Machado da Cruz também explicou que até aí, a ESI contabilizava as ações da ESFG (holding financeira, que estava cotada na bolsa) a partir de uma avaliação interna, atribuindo o “valor real” que era “muito superior ao cotado em bolsa”, dando como exemplo a indicação para atribuir um valor da ordem dos 21 euros numa altura em que as ações estavam a 5,25 euros.

“A ideia de usar a ESFG para colmatar o buraco na área não financeira das ?holdings' que estavam tecnicamente falidas”.

O ex-responsável pelas contas afirmou que a decisão de omitir dívida na plataforma informática, onde eram registados todos os movimentos contabilísticos da ESI foi de Ricardo Salgado: "não fico contente por o dizer, mas tenho que dizer a verdade", declarou Machado da Cruz segundo a Lusa.
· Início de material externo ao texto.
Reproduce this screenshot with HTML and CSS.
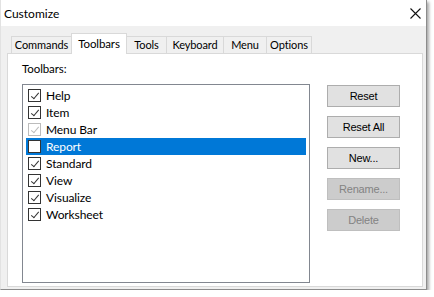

Ricardo Salgado ter-lh-á sempre garantido que a situação se iria resolver, relatou, afirmando ter acreditado que havia uma estratégia.

Machado da Cruz disse ter ficado "perplexo" quando soube, já a posteriori, da venda do papel comercial da ESI junto de clientes do BES, e que advertiu para o “risco enorme” que representava.

O julgamento dos pedidos de impugnação apresentados por Ricardo Salgado e Amílcar Pires iniciou-se em 6 de março e tem audiências agendadas de segunda a quinta-feira até 28 de junho.